Effect of Incommensurate Scaling on File System Design

Charles Coffing
Ward/MacGregor

Over the past ten years, disk transfer rates have increased considerably. An RLL drive of 1987 had a transfer rate of either 350 or 700 kilobytes/second (depending upon the interleave), while a state of the art drive today may transfer over 10 megabytes/second. Depending upon the exact figures cited, disk bandwidth has easily increased twenty or thirty times what it was ten years ago. Access times, however, have not experienced such dramatic improvement. Many drives today may tout an average seek time of 10 ms or so; this is only several times better than the average 10 years ago of 28 ms. Hard drives are victims of incommensurate scaling, with the cost of seeking growing disproportionately large as time goes on.

To achieve maximum performance from a drive, then, the high disk bandwidth must be exploited while minimizing seeks. Previous file systems have attempted this with limited success if at all. The generic Unix file system does not attempt to minimize seeks, leaving inodes near the beginning of the disk and saving the data almost anywhere. Files in a given directory are not necessarily grouped together on disk. The Berkeley FFS improves on this slightly by grouping the files of a directory and the related inodes together in cylinder groups, which lessens the need for long seeks.

Access time is affected by factors besides just the seek distance, such as rotational latency and command processing delays.

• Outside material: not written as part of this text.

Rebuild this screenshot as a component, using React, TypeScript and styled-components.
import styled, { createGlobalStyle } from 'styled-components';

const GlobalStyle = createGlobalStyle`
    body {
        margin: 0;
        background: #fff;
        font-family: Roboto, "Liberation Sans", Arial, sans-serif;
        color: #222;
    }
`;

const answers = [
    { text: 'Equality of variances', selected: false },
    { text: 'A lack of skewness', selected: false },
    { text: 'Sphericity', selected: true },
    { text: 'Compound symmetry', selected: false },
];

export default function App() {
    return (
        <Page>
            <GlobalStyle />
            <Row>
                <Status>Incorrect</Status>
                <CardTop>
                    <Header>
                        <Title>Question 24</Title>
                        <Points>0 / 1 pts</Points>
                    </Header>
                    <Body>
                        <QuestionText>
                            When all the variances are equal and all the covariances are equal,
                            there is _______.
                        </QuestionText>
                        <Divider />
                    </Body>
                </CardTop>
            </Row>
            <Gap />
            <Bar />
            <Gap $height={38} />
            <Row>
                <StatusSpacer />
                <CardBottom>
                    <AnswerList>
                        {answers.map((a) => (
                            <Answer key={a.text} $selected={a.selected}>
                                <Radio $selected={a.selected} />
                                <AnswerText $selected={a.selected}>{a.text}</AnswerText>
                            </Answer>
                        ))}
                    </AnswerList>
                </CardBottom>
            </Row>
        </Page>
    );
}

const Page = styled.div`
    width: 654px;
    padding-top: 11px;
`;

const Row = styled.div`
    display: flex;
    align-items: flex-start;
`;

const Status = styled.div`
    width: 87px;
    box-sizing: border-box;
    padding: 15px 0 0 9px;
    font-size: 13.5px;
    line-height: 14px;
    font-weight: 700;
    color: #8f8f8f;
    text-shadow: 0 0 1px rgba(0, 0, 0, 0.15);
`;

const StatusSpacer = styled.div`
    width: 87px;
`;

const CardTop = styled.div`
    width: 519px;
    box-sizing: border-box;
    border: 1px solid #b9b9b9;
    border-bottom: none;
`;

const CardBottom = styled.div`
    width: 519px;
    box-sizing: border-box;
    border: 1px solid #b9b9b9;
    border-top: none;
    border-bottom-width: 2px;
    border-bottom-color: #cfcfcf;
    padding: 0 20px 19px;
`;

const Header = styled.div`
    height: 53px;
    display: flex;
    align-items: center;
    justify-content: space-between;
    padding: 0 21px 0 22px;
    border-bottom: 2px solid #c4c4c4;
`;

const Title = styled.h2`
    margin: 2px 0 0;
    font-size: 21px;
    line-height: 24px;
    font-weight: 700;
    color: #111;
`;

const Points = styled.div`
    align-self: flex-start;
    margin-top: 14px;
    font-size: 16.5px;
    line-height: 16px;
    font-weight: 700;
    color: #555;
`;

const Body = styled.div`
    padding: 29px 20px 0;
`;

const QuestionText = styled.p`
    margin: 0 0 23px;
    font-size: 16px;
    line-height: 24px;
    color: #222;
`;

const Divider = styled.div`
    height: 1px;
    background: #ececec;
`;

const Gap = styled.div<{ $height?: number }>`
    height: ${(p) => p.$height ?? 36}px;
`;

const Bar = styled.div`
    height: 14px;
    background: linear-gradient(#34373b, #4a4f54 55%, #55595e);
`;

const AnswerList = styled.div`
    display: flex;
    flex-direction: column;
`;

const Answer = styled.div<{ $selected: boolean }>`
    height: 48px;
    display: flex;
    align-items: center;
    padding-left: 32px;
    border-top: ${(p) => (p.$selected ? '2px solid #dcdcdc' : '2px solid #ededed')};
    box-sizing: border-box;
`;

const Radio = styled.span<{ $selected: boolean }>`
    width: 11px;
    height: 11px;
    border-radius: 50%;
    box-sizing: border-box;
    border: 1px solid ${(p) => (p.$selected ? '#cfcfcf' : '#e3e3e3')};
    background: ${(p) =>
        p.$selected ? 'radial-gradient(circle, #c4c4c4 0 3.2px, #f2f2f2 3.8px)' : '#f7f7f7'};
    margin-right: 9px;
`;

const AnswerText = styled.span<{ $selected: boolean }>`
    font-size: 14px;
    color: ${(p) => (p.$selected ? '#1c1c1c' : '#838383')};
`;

In other words, all seeks whether long or short are very costly. Based on this observation, CFFS pushes the optimization employed by FFS even further, avoiding seeks entirely in many cases. One method of achieving this goal is to imbed the inodes of all files in a directory within the directory itself. This greatly speeds commands which access the inodes of many files within a directory. On a traditional Unix file system, the ls command will cause a seek to read the directory, then a seek to the inode of each file. That is, the number of seeks grows linearly with the number of files. CFFS, by contrast, performs a single seek to the directory. The directory and all inodes are read in a single pass.

CFFS also takes advantage of the high bandwidth of modern disks by placing the small files of a directory adjacently on disk. The incremental cost of reading a few extra files is negligible, since the head is already positione d over the track and the disk has a high bandwidth. Coupled with an intelligent cache, the extra files read in are available very quickly should the program need them. The traditional Unix file system, on the other hand, makes no effort to group small files together. Access to each file will likely be proceeded by a costly seek.

The disparity between seek times and disk bandwidth is large and is likely to continue to increase in the near future. This growing gap demonstrate s a need to continually reevaluate the performance of file systems. CFFS has managed to effectively addresses the current disparity by exploiting what the disk does well and avoiding what it does poorly.